3      Development of the Baseline Method
It is very difficult to define visual similarity between images in a formal way. This is because one
would have to know semantics of a given image. Note that there can be a huge difference between
images that are visually and semantically similar. Two images of silver cars can be visually very
similar, even if one of the images shows an Audi and the other one shows only a toy car, a model
of Mercedes. User searching for pictures of Audi would not be satisfied with images of toy cars.
On the other hand if the user would be interesting in any silver car picture taken from the side
of the car he might be perfectly satisfied with that result. We think that extraction of semantic
clues from text is significantly easier then from images so for the ICPRT2009 we assumed model
that uses textual features as a primary knowledge source. After initial processing of textual data,
visual data is used to refine the results presented to user.

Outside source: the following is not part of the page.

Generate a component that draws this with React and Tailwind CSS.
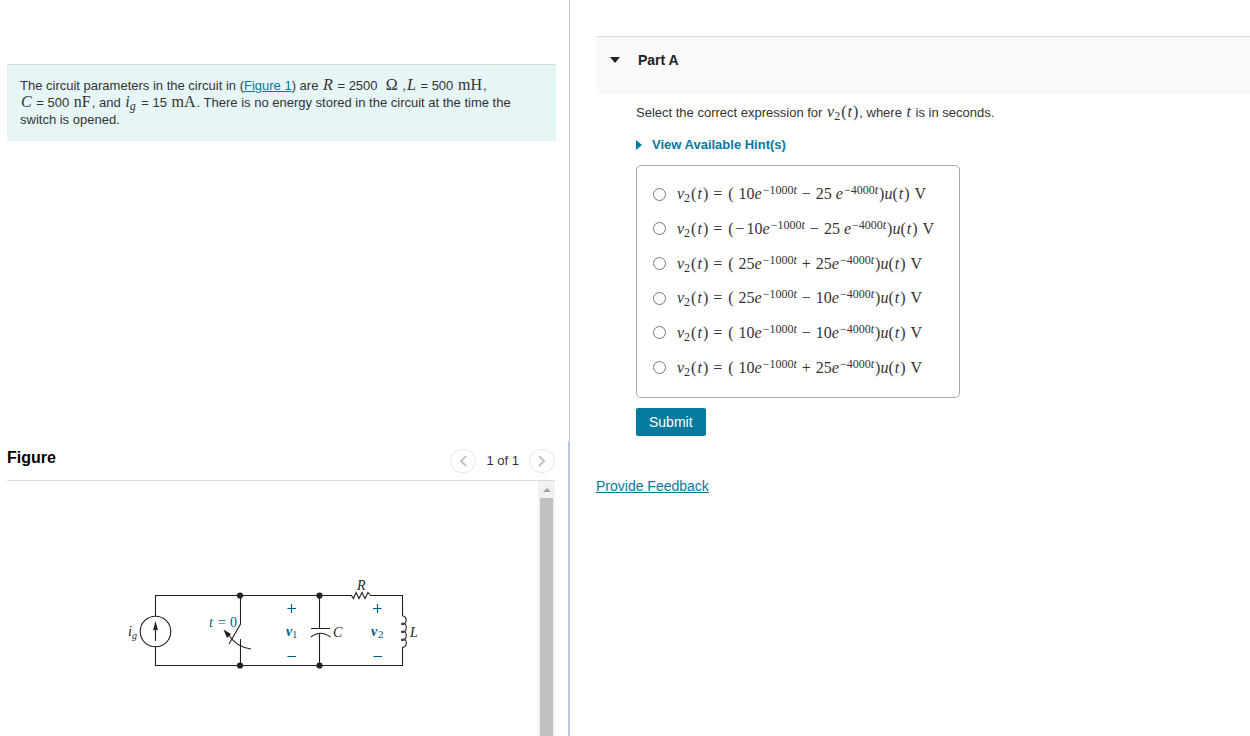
import { useState } from "react";

const sans = "font-['Liberation_Sans',Arial,sans-serif]";
const serif = "font-['Liberation_Serif','Times_New_Roman',serif]";

function M({ children, up = false }) {
  return (
    <span className={`${serif} mx-px text-base leading-none ${up ? "" : "italic"}`}>{children}</span>
  );
}

function Sub({ children }) {
  return <span className="mr-px align-[-3px] text-xs leading-[0]">{children}</span>;
}

function Exp({ children }) {
  return (
    <span className="ml-px align-[5px] text-xs leading-[0]">
      −{children}
      <i>t</i>
    </span>
  );
}

function Choice({ choice, checked, onChange }) {
  return (
    <label className="flex items-center gap-[11px]">
      <input
        type="radio"
        name="expression"
        value={choice.id}
        checked={checked}
        onChange={onChange}
        className="size-[13px] shrink-0 appearance-none rounded-full border border-[#767676] bg-white checked:border-4 checked:border-[#047a9c]"
      />
      <span className={`${serif} whitespace-nowrap text-base leading-5 text-[#333]`}>
        <i>v</i>
        <Sub>2</Sub>(<i className="mx-px">t</i>)<span className="mx-[5px]">=</span>
        <span className="ml-px">(</span>
        {choice.negative ? <span className="mx-[2px]">−</span> : <span className="ml-[5px]" />}
        {choice.a}
        <i>e</i>
        <Exp>1000</Exp>
        <span className="mx-[5px]">{choice.op}</span>
        {choice.b}
        <i className={choice.spaced ? "ml-1" : ""}>e</i>
        <Exp>4000</Exp>
        <span className="ml-px">)</span>
        <i>u</i>(<i className="mx-px">t</i>)<span className="ml-[5px]">V</span>
      </span>
    </label>
  );
}

const choices = [
  { id: "a", a: 10, op: "−", b: 25, spaced: true },
  { id: "b", a: 10, op: "−", b: 25, spaced: true, negative: true },
  { id: "c", a: 25, op: "+", b: 25 },
  { id: "d", a: 25, op: "−", b: 10 },
  { id: "e", a: 10, op: "−", b: 10 },
  { id: "f", a: 10, op: "+", b: 25 },
];

function PagerButton({ label, d }) {
  return (
    <button
      type="button"
      aria-label={label}
      className="flex h-6 w-[26px] items-center justify-center rounded-full border border-[#e6e6e6]"
    >
      <svg width="8" height="12" viewBox="0 0 8 12" fill="none" stroke="#c4c4c4" strokeWidth="2">
        <path d={d} />
      </svg>
    </button>
  );
}

function Circuit() {
  return (
    <svg
      width="310"
      height="110"
      viewBox="120 570 310 110"
      role="img"
      aria-label="Circuit diagram"
      className="shrink-0 font-['Liberation_Serif','Times_New_Roman',serif]"
    >
      <g fill="none" stroke="#231f20" strokeWidth="1.1">
        <path d="M155.5 616V595.5H351.5L353.5 598.5L356 592.5L359 598.5L362 592.5L365 598.5L368 592.5L370.5 595.5H402.5V616" />
        <path d="M155.5 647V665.5H402.5V647" />
        <circle cx="155.5" cy="631.5" r="15.3" />
        <path d="M155.5 641V626" />
        <path d="M240.5 595V624L229 644M240.5 639V665" />
        <path d="M228 634Q236 647 251 649" />
        <path d="M319.5 595V628.5M311 628.5H330M311 637Q320 629.5 330.5 637M319.5 633.5V665" />
        <path d="M402.5 616C407.500 616 407.500 625 402 624.5C401 623.5 402 623 403 623C407.500 623 407.500 632.5 402 632.5C401 631.5 402 631 403 631C407.500 631 407.500 640.5 402 640.5C401 639.5 402 639 403 639C407.500 639 407.500 647 402.500 647.500" />
      </g>
      <g fill="#231f20">
        <circle cx="240" cy="595.5" r="3.100" />
        <circle cx="240" cy="665.5" r="3.100" />
        <circle cx="319.500" cy="595.5" r="3.100" />
        <circle cx="319.500" cy="665.5" r="3.100" />
        <path d="M155.500 621L158 630.5L155.500 629.5L153 630.5Z" />
        <path d="M223.500 629.500L231 634L227 638Z" />
      </g>
      <g fill="#231f20" fontSize="14" fontStyle="italic">
        <text x="128" y="636">i</text>
        <text x="132" y="639" fontSize="10">g</text>
        <text x="357" y="590">R</text>
        <text x="333" y="637">C</text>
        <text x="410" y="637">L</text>
      </g>
      <g fill="#005f86" fontSize="14">
        <text x="209" y="627" fontStyle="italic">t</text>
        <text x="218" y="627">=</text>
        <text x="230" y="627">0</text>
        <text x="286" y="636" fontStyle="italic" fontWeight="bold">v</text>
        <text x="292" y="638" fontSize="11">1</text>
        <text x="371" y="636" fontStyle="italic" fontWeight="bold">v</text>
        <text x="378" y="638" fontSize="11">2</text>
      </g>
      <path
        d="M287.500 608.500H296M291.500 604V613M373 608.500H381.500M377.500 604V613M287.500 656.500H296M373.500 656.500H382"
        stroke="#005f86"
        strokeWidth="1.200"
        fill="none"
      />
    </svg>
  );
}

export default function App() {
  const [selected, setSelected] = useState(null);

  return (
    <div className={`flex h-screen overflow-hidden bg-white text-[13px] text-[#333] ${sans}`}>
      <div className="flex w-[45.6%] shrink-0 flex-col border-r border-[#b9c8da] pl-[7px]">
        <section className="mr-[13px] mt-16 border-t border-[#d6dcdc] bg-[#e6f6f6] pb-[13px] pl-[13px] pr-8 pt-3">
          <p className="leading-[17px]">
            The circuit parameters in the circuit in (
            <a href="#figure" className="text-[#047a9c] underline">Figure 1</a>) are{" "}
            <span className="whitespace-nowrap"><M>R</M> = 2500 &nbsp;<M up>Ω</M></span> ,
            <span className="whitespace-nowrap"><M>L</M> = 500 <M up>mH</M>,</span>
            <br />
            <span className="whitespace-nowrap"><M>C</M> = 500 <M up>nF</M></span>, and{" "}
            <span className="whitespace-nowrap">
              <M>i<Sub>g</Sub></M> = 15 <M up>mA</M>
            </span>
            . There is no energy stored in the circuit at the time the switch is opened.
          </p>
        </section>

        <section id="figure" className="mt-[300px] flex min-h-0 flex-1 flex-col border-r border-[#b9c8da] pr-[13px]">
          <header className="flex h-10 shrink-0 items-center justify-between border-b border-[#dcdcdc]">
            <h2 className="pb-1.5 text-base font-bold text-black">Figure</h2>
            <div className="flex items-center gap-2.5">
              <PagerButton label="Previous figure" d="M7 1L2 6L7 11" />
              <span>1 of 1</span>
              <PagerButton label="Next figure" d="M1 1L6 6L1 11" />
            </div>
          </header>
          <div className="flex min-h-0 flex-1 overflow-hidden">
            <div className="min-w-0 flex-1 overflow-hidden pl-[113px] pt-[89px]">
              <Circuit />
            </div>
            <div className="flex w-[17px] shrink-0 flex-col items-center bg-[#f1f1f1]">
              <div className="flex h-[17px] shrink-0 items-center">
                <svg width="8" height="4" viewBox="0 0 8 4" fill="#a0a0a0">
                  <path d="M0 4L4 0L8 4Z" />
                </svg>
              </div>
              <div className="w-[13px] flex-1 bg-[#c1c1c1]" />
            </div>
          </div>
        </section>
      </div>

      <main className="min-w-0 flex-1 pl-[26px] pt-9">
        <header className="h-[58px] border-t border-[#dcdcdc] bg-[#f9f9f9] pl-3.5 pt-[13px]">
          <button type="button" className="flex items-center gap-[18px] text-sm font-bold text-[#222]">
            <svg width="10" height="6" viewBox="0 0 10 6" fill="#222">
              <path d="M0 0H10L5 6Z" />
            </svg>
            Part A
          </button>
        </header>

        <div className="flex flex-col items-start pl-10 pt-2">
          <p className="leading-[22px]">
            Select the correct expression for{" "}
            <M up>
              <i>v</i>
              <Sub>2</Sub>(<i className="mx-px">t</i>)
            </M>
            , where <M>t</M> is in seconds.
          </p>
          <button type="button" className="mt-[11px] flex items-center gap-2.5 leading-5 font-bold text-[#047a9c]">
            <svg width="6" height="10" viewBox="0 0 6 10" fill="#047a9c">
              <path d="M0 0L6 5L0 10Z" />
            </svg>
            View Available Hint(s)
          </button>

          <fieldset
            aria-label="Expression"
            className="mt-2.5 w-[324px] rounded-[5px] border border-[#a6a8ab] pb-3 pl-4 pt-[11px]"
          >
            <div className="grid h-52 grid-rows-6">
              {choices.map((choice) => (
                <Choice
                  key={choice.id}
                  choice={choice}
                  checked={selected === choice.id}
                  onChange={() => setSelected(choice.id)}
                />
              ))}
            </div>
          </fieldset>

          <button type="button" className="mt-2.5 h-7 rounded-xs bg-[#047a9c] px-[13px] text-sm text-white">
            Submit
          </button>
        </div>

        <a href="#feedback" className="mt-10 inline-block text-sm text-[#047a9c] underline">
          Provide Feedback
        </a>
      </main>
    </div>
  );
}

    There is a plethora of methods for textual information retrieval [10]. Combining this with
techniques using visual data in image retrieval [3] gives very large number of possible ways to
approach ICPRT2009.
    As mentioned earlier in the paper, the presented research is a part of joint Polish–Singaporean
research project, titled: Framework for Visual Information Retrieval and Building Content-based
Visual Search Engines. One of aims of our project is to develop methods for finding visually similar
images to a given one using only visual information. We divided the work into two stages: creating
ranked list of similar images for every image in a topic and combining those lists considering all
the images in the topic. We separated textual processing from visual, because we wanted to
focus on robust and reliable techniques from both visual and textual point of views separately.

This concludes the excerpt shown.